A mixture of tetragonal and monoclinic 2Y˙ZrO₂ (2 mol% Y₂O₃–ZrO₂) powder was treated from 400° to 800°C and from 4 to 7 GPa for 30 min. The products were identified by powder XRD, Raman spectroscopy, and TEM. Results indicated that an orthorhombic phase was synthesized at T=400° to 600°C and P>4 GPa. The lattice parameters were obtained as a=0.505, b=0.525, and c=0.509 nm; the density was 6.17 Mg/m³. The orthorhombic phase always coexisted with the tetragonal phase in the products. The amounts of the tetragonal phase before and after treatment remained largely unchanged, whereas the amount of new orthorhombic phase was nearly the same as the decreased amount of the monoclinic phase. It was assumed, therefore, that only the monoclinic phase transformed into the orthorhombic phase.     

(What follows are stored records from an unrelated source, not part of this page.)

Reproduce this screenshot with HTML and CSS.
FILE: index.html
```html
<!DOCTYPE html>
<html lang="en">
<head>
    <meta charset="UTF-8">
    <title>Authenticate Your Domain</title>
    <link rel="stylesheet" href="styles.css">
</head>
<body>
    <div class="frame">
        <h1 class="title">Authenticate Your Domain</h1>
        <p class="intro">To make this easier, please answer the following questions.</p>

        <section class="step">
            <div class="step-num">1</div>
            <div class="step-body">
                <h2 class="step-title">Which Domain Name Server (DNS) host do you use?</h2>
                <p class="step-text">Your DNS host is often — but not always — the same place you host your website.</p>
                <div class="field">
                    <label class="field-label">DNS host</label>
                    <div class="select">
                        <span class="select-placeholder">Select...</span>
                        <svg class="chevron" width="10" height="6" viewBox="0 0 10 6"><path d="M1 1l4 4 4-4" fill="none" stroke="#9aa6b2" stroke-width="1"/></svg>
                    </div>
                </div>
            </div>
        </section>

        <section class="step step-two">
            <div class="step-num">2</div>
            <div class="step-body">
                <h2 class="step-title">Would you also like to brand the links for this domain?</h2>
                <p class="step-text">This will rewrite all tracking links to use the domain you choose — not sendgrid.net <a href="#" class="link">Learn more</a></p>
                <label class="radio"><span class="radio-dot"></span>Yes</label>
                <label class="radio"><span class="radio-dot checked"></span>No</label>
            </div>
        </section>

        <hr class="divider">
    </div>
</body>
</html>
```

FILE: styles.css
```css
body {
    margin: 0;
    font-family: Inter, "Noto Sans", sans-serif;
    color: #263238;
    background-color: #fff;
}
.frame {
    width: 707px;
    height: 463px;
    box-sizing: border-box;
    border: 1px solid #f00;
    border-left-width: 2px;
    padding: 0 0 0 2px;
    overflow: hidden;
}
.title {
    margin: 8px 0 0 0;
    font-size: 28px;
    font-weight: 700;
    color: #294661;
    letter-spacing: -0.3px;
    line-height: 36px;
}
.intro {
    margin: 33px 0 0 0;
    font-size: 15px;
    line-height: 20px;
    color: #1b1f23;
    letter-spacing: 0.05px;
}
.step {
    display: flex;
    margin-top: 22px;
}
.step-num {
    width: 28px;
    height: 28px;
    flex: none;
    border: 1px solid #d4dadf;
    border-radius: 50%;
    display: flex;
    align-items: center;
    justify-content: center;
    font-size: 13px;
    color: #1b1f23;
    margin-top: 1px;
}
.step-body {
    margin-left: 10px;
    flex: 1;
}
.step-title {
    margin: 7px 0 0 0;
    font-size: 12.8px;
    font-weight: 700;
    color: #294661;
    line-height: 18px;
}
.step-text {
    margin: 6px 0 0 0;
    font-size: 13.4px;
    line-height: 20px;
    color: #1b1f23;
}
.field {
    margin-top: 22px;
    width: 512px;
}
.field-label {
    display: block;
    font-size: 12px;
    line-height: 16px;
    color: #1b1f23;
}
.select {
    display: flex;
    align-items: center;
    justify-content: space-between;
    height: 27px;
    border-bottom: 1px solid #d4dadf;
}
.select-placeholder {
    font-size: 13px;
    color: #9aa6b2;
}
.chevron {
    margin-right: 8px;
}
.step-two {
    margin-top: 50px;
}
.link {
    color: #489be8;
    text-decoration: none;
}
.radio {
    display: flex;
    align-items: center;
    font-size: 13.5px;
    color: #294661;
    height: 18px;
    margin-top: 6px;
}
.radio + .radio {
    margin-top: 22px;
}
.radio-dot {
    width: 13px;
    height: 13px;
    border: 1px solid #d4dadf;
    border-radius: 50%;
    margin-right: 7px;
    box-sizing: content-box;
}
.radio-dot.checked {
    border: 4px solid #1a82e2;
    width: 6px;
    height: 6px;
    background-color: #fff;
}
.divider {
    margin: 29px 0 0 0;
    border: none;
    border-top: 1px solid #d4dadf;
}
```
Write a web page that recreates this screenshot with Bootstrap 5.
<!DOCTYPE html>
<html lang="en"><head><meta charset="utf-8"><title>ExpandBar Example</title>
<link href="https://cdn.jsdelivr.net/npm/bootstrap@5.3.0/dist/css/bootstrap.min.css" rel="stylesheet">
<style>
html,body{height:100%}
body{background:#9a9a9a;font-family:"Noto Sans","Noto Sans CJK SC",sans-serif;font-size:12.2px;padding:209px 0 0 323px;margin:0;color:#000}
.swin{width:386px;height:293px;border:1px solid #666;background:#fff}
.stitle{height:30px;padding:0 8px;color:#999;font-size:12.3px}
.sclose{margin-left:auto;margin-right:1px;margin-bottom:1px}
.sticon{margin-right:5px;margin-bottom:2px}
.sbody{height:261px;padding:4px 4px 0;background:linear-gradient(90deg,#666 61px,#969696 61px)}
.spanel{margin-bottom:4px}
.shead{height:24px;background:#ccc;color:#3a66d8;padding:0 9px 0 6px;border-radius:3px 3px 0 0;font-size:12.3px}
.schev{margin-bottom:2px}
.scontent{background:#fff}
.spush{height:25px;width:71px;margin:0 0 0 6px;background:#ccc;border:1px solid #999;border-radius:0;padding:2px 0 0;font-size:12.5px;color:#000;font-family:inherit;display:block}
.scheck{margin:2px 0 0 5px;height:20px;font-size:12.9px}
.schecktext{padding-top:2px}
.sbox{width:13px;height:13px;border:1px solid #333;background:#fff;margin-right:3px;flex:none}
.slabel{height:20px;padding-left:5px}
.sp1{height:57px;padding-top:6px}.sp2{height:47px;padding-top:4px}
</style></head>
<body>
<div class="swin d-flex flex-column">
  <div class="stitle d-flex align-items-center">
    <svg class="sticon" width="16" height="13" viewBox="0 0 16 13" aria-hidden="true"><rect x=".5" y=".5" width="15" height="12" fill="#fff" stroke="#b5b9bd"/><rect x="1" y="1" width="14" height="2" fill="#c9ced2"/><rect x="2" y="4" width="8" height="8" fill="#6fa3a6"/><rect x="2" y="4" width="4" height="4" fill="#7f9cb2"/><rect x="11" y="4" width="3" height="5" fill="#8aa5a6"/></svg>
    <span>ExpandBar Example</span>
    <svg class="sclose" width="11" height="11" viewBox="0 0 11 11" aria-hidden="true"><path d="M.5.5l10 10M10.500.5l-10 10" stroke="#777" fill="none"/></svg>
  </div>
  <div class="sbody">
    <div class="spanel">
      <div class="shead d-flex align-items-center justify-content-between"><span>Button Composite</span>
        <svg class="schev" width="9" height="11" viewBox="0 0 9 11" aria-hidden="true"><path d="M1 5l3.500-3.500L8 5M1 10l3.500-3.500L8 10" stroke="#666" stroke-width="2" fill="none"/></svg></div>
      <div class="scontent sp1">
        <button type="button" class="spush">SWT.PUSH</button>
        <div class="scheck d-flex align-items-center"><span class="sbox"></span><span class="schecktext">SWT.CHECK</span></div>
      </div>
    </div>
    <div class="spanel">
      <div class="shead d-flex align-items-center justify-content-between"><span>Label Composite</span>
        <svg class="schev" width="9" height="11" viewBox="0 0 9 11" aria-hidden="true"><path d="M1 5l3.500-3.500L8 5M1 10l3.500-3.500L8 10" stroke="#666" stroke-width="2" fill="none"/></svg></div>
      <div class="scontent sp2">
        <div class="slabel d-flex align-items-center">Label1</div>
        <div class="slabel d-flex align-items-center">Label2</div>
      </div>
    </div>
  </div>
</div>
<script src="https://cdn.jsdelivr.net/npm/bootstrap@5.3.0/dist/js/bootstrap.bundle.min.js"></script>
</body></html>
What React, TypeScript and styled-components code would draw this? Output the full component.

Tetragonal Zirconia Polycrystals Reinforced with SiC Whiskers

The microstructure and the mechanical properties of hot-pressed tetragonal ZrO₂ polycrystals (TZP) reinforced with up to 30 vol% SiC whiskers were studied. The SiC whisker-TZP composites were stable under the hot-pressing conditions at 1450°C. Annealing in an oxidizing atmosphere at ∼1000°C resulted in glass formation and microcracking caused by whisker oxidation and transformation of the ZrO₂ grains near the whiskers to monoclinic symmetry. The fracture toughness was markedly improved by the dispersed whiskers (∼12 Mpa·m^1/2 at 30 vol% SiC) compared to the values measured for the matrix (∼6 Mpa·m^1/2). The flexural strength of the hot-pressed TZP-30 vol% SiC whisker composite at 1000°C (∼400 MPa) was twice that of the TZP matrix.     

Sol–Gel Processed Y-PSZ Ceramics with 5 wt% Al2O3

Y-PSZ ceramics with 5 wt% Al₂O₃ were synthesized by a sol–gel route. Experimental results show that powders of metastable tetragonal zirconia with 2.7 mol% Y₂O₃ and 5 wt% Al₂O₃ can be fabricated by decomposing the dry gel powder at 500°C. Materials sintered in an air atmosphere at 1500°C for 3 have high density (5.685 g/cm³), high content of metastable tetragonal zirconia (>96%), and high fracture toughness (8.67 MPa.m^1/2). Compared with the Y-PSZ ceramics, significant toughening was achieved by adding 5 wt% Al₂O₃.